Sql – Generating keywords from a pdf automatically

asp.netpdfsql server

My application allows user to upload pdf files and store them on the webserver for later viewing. I store the name of the file, location, size, upload date, user name etc in an SQL server database.

I'd like to be able to programatically, just after a file is uploaded, generate a list of keywords (maybe everything except common words) and store them in the sql database as well so that subsequent users can do keyword searches…

Suggestions on how to approach this task? Does these type of routine already exist?

EDIT: Just to clarify my requirements, I wouldn't be concerned with doing OCR, I don't know the insides' of PDF's, but I understand that if it was generated by an app, such as Word->PDF Print, the text of the document is searchable…so really my first task, and the intent of my question is, how do I access the text of a PDF file from an asp.net app? OCR on scanned PDF's is probably beyond my requirements at this point.

Best Answer

As a first step you should extract all text from the PDF. ghostscript and pdftotext can do this, the PDFBox is another option. There are certainly other tools as well.

Then you can remove all stopwords and duplicates and write it to the database.

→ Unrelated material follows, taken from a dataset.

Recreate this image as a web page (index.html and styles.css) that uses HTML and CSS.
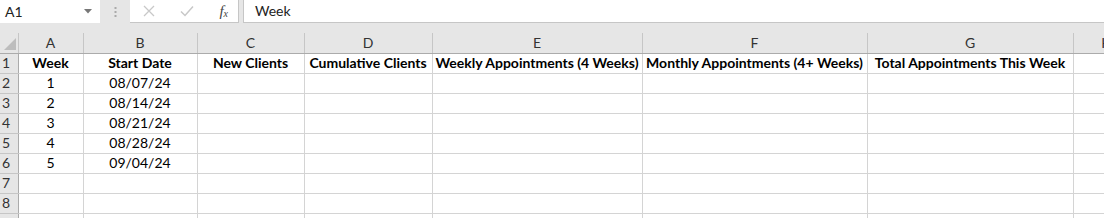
FILE: index.html
```html
<!DOCTYPE html>
<html lang="en">
<head>
    <meta charset="UTF-8">
    <title>Sheet1</title>
    <link rel="stylesheet" href="styles.css">
</head>
<body>
    <div class="formula-bar">
        <div class="name-box">
            <span>A1</span>
            <svg class="drop" width="8" height="5" viewBox="0 0 8 5"><path d="M0 0H8L4 4.5Z" fill="#777"/></svg>
        </div>
        <div class="grip">
            <svg width="3" height="10" viewBox="0 0 3 10"><rect x="0.5" y="0" width="2" height="2" fill="#aaa"/><rect x="0.5" y="4" width="2" height="2" fill="#aaa"/><rect x="0.5" y="8" width="2" height="2" fill="#aaa"/></svg>
        </div>
        <div class="fx-box">
            <svg width="12" height="12" viewBox="0 0 12 12"><path d="M1 1L11 11M11 1L1 11" stroke="#c8c8c8" stroke-width="1.3" fill="none"/></svg>
            <svg width="14" height="12" viewBox="0 0 14 12"><path d="M1 6.5L5 10.5L13 1.5" stroke="#c8c8c8" stroke-width="1.5" fill="none"/></svg>
            <span class="fx"><i>f</i><sub>x</sub></span>
        </div>
        <div class="formula-input">Week</div>
    </div>

    <table class="sheet">
        <colgroup>
            <col class="c-rh"><col class="c-a"><col class="c-b"><col class="c-c"><col class="c-d"><col class="c-e"><col class="c-f"><col class="c-g"><col class="c-h">
        </colgroup>
        <thead>
            <tr>
                <th class="corner"><svg width="12" height="12" viewBox="0 0 12 12"><path d="M12 0V12H0Z" fill="#bdbdbd"/></svg></th>
                <th>A</th><th>B</th><th>C</th><th>D</th><th>E</th><th>F</th><th>G</th><th>H</th>
            </tr>
        </thead>
        <tbody>
            <tr class="head-row">
                <th>1</th>
                <td>Week</td><td>Start Date</td><td>New Clients</td><td>Cumulative Clients</td>
                <td>Weekly Appointments (4 Weeks)</td><td>Monthly Appointments (4+ Weeks)</td><td>Total Appointments This Week</td><td></td>
            </tr>
            <tr><th>2</th><td>1</td><td>08/07/24</td><td></td><td></td><td></td><td></td><td></td><td></td></tr>
            <tr><th>3</th><td>2</td><td>08/14/24</td><td></td><td></td><td></td><td></td><td></td><td></td></tr>
            <tr><th>4</th><td>3</td><td>08/21/24</td><td></td><td></td><td></td><td></td><td></td><td></td></tr>
            <tr><th>5</th><td>4</td><td>08/28/24</td><td></td><td></td><td></td><td></td><td></td><td></td></tr>
            <tr><th>6</th><td>5</td><td>09/04/24</td><td></td><td></td><td></td><td></td><td></td><td></td></tr>
            <tr><th>7</th><td></td><td></td><td></td><td></td><td></td><td></td><td></td><td></td></tr>
            <tr><th>8</th><td></td><td></td><td></td><td></td><td></td><td></td><td></td><td></td></tr>
            <tr><th></th><td></td><td></td><td></td><td></td><td></td><td></td><td></td><td></td></tr>
        </tbody>
    </table>
</body>
</html>
```

FILE: styles.css
```css
body {
    margin: 0;
    background: #e6e6e6;
    font-family: Lato, "Liberation Sans", sans-serif;
    font-size: 14px;
    color: #000;
    overflow: hidden;
    height: 218px;
}
.formula-bar {
    display: flex;
    height: 24px;
    margin-bottom: 9px;
}
.name-box {
    width: 100px;
    height: 23px;
    background: #fff;
    display: flex;
    align-items: center;
    justify-content: space-between;
    padding: 0 8px 0 5px;
    box-sizing: border-box;
    color: #222;
}
.drop {
    margin-top: -1px;
}
.grip {
    width: 30px;
    display: flex;
    align-items: center;
    justify-content: center;
}
.fx-box {
    width: 109px;
    height: 23px;
    background: #fff;
    box-sizing: border-box;
    border-right: 1px solid #c6c6c6;
    border-bottom: 1px solid #c6c6c6;
    display: flex;
    align-items: center;
    justify-content: space-between;
    padding: 0 10px 0 13px;
}
.fx {
    font-family: "Liberation Serif", serif;
    font-size: 15px;
    color: #444;
}
.fx sub {
    font-size: 10px;
    font-style: italic;
    vertical-align: -1px;
}
.formula-input {
    flex: 1;
    margin-left: 4px;
    height: 23px;
    background: #fff;
    box-sizing: border-box;
    border-left: 1px solid #c6c6c6;
    border-bottom: 1px solid #c6c6c6;
    padding-left: 11px;
    line-height: 22px;
    color: #222;
}
.sheet {
    border-collapse: collapse;
    table-layout: fixed;
    width: 1140px;
    background: #fff;
}
.sheet tr {
    height: 20px;
}
.c-rh { width: 18px; }
.c-a { width: 65px; }
.c-b { width: 114px; }
.c-c { width: 107px; }
.c-d { width: 128px; }
.c-e { width: 210px; }
.c-f { width: 225px; }
.c-g { width: 206px; }
.c-h { width: 67px; }
.sheet th {
    background: #e6e6e6;
    font-weight: normal;
    color: #333;
    font-size: 14px;
    padding: 0;
    line-height: 16px;
}
.sheet thead th {
    border-right: 1px solid #c6c6c6;
    border-bottom: 1px solid #ababab;
    text-align: center;
}
.sheet thead th.corner {
    vertical-align: bottom;
    line-height: 0;
}
.corner svg {
    display: block;
    margin: 0 2px 3px auto;
}
.sheet tbody th {
    text-align: left;
    padding-left: 2px;
    border-right: 1px solid #ababab;
    border-bottom: 1px solid #c6c6c6;
}
.sheet td {
    padding: 0 2px;
    border-right: 1px solid #d4d4d4;
    border-bottom: 1px solid #d4d4d4;
    text-align: center;
    white-space: nowrap;
    overflow: hidden;
    line-height: 16px;
}
.head-row td {
    font-weight: bold;
}
```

I has been mentioned that this does not work for scanned PDF documents but this is only half the truth. On the one hand there are lots of scanned PDFs which have text additionally embeded, because that is what some scanners drivers do (Canon CanoScan drivers performs OCR and generate searchable PDFs). On the other hand documents generated with LaTeX that contain non-ASCCII characters return garbage in my experience (even when I copy and paste in acrobat).